Note: This post was first written immediately after finishing the novel, while on the bus to work.
Oh gosh, I am officially a sobbing, blubbering mess on the bus! How embarrassing! Good thing someone invented hoods on jackets, or the whole population of small town, suburban Toronto would see me crying like a maniac…over a book…over a work of fiction! How pathetic, they’d probably think…or if they’re English professors, how lovely!
My passion for literature aside, I really need to stop doing this! I honestly don’t blame my boyfriend for being a little fed up because, let’s be honest, I have been picking tear-inducing novels to read on purpose recently. Remember when I read Me Before You and sobbed? Yeah, that was only a little while ago — so what on Earth would compel me to read another book about a terminally ill man so soon?! Well, an innate sense of masochism apparently!
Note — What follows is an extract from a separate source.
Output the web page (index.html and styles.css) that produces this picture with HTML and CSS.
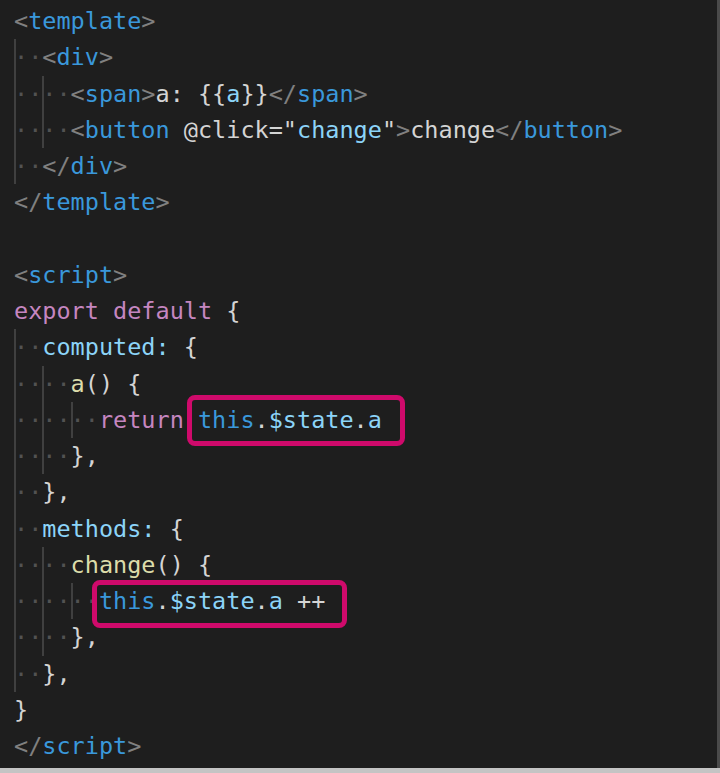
FILE: index.html
```html
<!DOCTYPE html>
<html>
<head>
<meta charset="utf-8">
<link rel="stylesheet" href="styles.css">
</head>
<body>
<div class="frame">
<div class="editor">
<div class="ln"><span class="p">&lt;</span><span class="t">template</span><span class="p">&gt;</span></div>
<div class="ln"><span class="g">··</span><span class="p">&lt;</span><span class="t">div</span><span class="p">&gt;</span></div>
<div class="ln"><span class="g">··</span><span class="g">··</span><span class="p">&lt;</span><span class="t">span</span><span class="p">&gt;</span><span class="w">a: {{</span><span class="v">a</span><span class="w">}}</span><span class="p">&lt;/</span><span class="t">span</span><span class="p">&gt;</span></div>
<div class="ln"><span class="g">··</span><span class="g">··</span><span class="p">&lt;</span><span class="t">button</span> <span class="w">@click="</span><span class="v">change</span><span class="w">"</span><span class="p">&gt;</span><span class="w">change</span><span class="p">&lt;/</span><span class="t">button</span><span class="p">&gt;</span></div>
<div class="ln"><span class="g">··</span><span class="p">&lt;/</span><span class="t">div</span><span class="p">&gt;</span></div>
<div class="ln"><span class="p">&lt;/</span><span class="t">template</span><span class="p">&gt;</span></div>
<div class="ln"> </div>
<div class="ln"><span class="p">&lt;</span><span class="t">script</span><span class="p">&gt;</span></div>
<div class="ln"><span class="k">export default</span><span class="w"> {</span></div>
<div class="ln"><span class="g">··</span><span class="v">computed:</span><span class="w"> {</span></div>
<div class="ln"><span class="g">··</span><span class="g">··</span><span class="f">a</span><span class="w">() {</span></div>
<div class="ln"><span class="g">··</span><span class="g">··</span><span class="g">··</span><span class="k">return</span> <span class="hl hl1"><span class="b">this</span><span class="w">.</span><span class="v">$state</span><span class="w">.</span><span class="v">a</span></span></div>
<div class="ln"><span class="g">··</span><span class="g">··</span><span class="w">},</span></div>
<div class="ln"><span class="g">··</span><span class="w">},</span></div>
<div class="ln"><span class="g">··</span><span class="v">methods:</span><span class="w"> {</span></div>
<div class="ln"><span class="g">··</span><span class="g">··</span><span class="f">change</span><span class="w">() {</span></div>
<div class="ln"><span class="g">··</span><span class="g">··</span><span class="g">··</span><span class="hl hl2"><span class="b">this</span><span class="w">.</span><span class="v">$state</span><span class="w">.</span><span class="v">a</span><span class="w"> ++</span></span></div>
<div class="ln"><span class="g">··</span><span class="g">··</span><span class="w">},</span></div>
<div class="ln"><span class="g">··</span><span class="w">},</span></div>
<div class="ln"><span class="w">}</span></div>
<div class="ln"><span class="p">&lt;/</span><span class="t">script</span><span class="p">&gt;</span></div>
</div>
</div>
</body>
</html>
```
FILE: styles.css
```css
html, body {
  margin: 0;
  padding: 0;
  background: #c4c4c4;
}
.frame {
  width: 717px;
  height: 768px;
  background: #1e1e1e;
  border-right: 3px solid #4a4a4a;
  overflow: hidden;
}
.editor {
  padding: 3px 0 0 14px;
  font-family: "DejaVu Sans Mono", "Liberation Mono", monospace;
  font-size: 23.5px;
  color: #d4d4d4;
}
.ln {
  height: 36.25px;
  line-height: 36.25px;
  white-space: pre;
}
.g {
  display: inline-block;
  color: #525252;
  box-shadow: inset 2px 0 0 #404040;
}
.p { color: #808080; }
.t { color: #3a98db; }
.w { color: #d4d4d4; }
.v { color: #8cd4f8; }
.k { color: #c586c0; }
.f { color: #dcdcaa; }
.b { color: #3a98db; }
.hl {
  position: relative;
}
.hl::before {
  content: "";
  position: absolute;
  border: 5px solid #cf0a6b;
  border-radius: 8px;
}
.hl1::before {
  left: -11px;
  right: -23px;
  top: -11px;
  bottom: -12px;
}
.hl2::before {
  left: -7px;
  right: -22px;
  top: -7px;
  bottom: -13px;
}
```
But, more than that (or so I tell myself and my disgruntled boyfriend), I chose to read Ali Harris’s The First Last Kiss because I heard it was an amazing love story and I couldn’t resist! We all know I’m a sucker for love stories…and being in a relationship for the first time in my life has made me crave romance novels more than ever. I guess I’m trying to gather experience through reading, to put myself in different situations and scenarios so that I can work out how I would react if my boyfriend and I went through similar circumstances. I’m trying to acquire knowledge through words.
Hence why I’m a teary-faced mess right now. Of course, when Molly Cooper née Carter’s husband Ryan contracted cancer, I immediately put myself in her position and began to imagine how I would feel and act if the same thing happened to my beloved boyfriend…and the answer is, not well. I mean, I’m crying over fictitious circumstances, so I’m reasonably certain things wouldn’t be any better in real-life. Maybe I do need a break from these emotional rollercoasters for awhile?!
Anyway, this book was great…it truly was! But it was also deep and rough and messy, and so it’s definitely not for the weak-hearted! And as much as it is written in such a fun and unique manner (the narrative is organized by recounting Molly and Ryan’s kisses over the years of their relationship — Sidenote: I seriously think this book needs to be made into a movie because the plot structure would work really well…it seems like it would be similar to the book/movie One Day!), it is also painful and heartwrenching…so many light and fun moments become harder to swallow after Ryan’s diagnosis later in the novel. It’s both romantic and heartbreaking all at once!
So, perhaps the novel didn’t make me better equipped to handle loss necessarily, seeing as I’m having trouble pulling myself together right now. But it did give me some beautiful moments to reflect on — moments so similar to ones my boyfriend and I have shared that they took my breath away! And the novel gave me some beautiful words to reflect on as well — some of the quotes from it seem truly unique and memorable, and so many of them featured on my Twitter page this week with my new favourite #JNGReads tag! Having said that, I am pleased to announce that TWO (count ’em, two!) of those quotes have made it to the ~Janille N G’s Favourite Quotes~ page of this blog. I’ll leave you with them now:
“Now I feel like I was born loving him which means meeting him could never have happened early enough.” – The First Last Kiss, Ali Harris
Now I’m off to go watch PS I Love You! Good idea, right?! Haha, just kidding!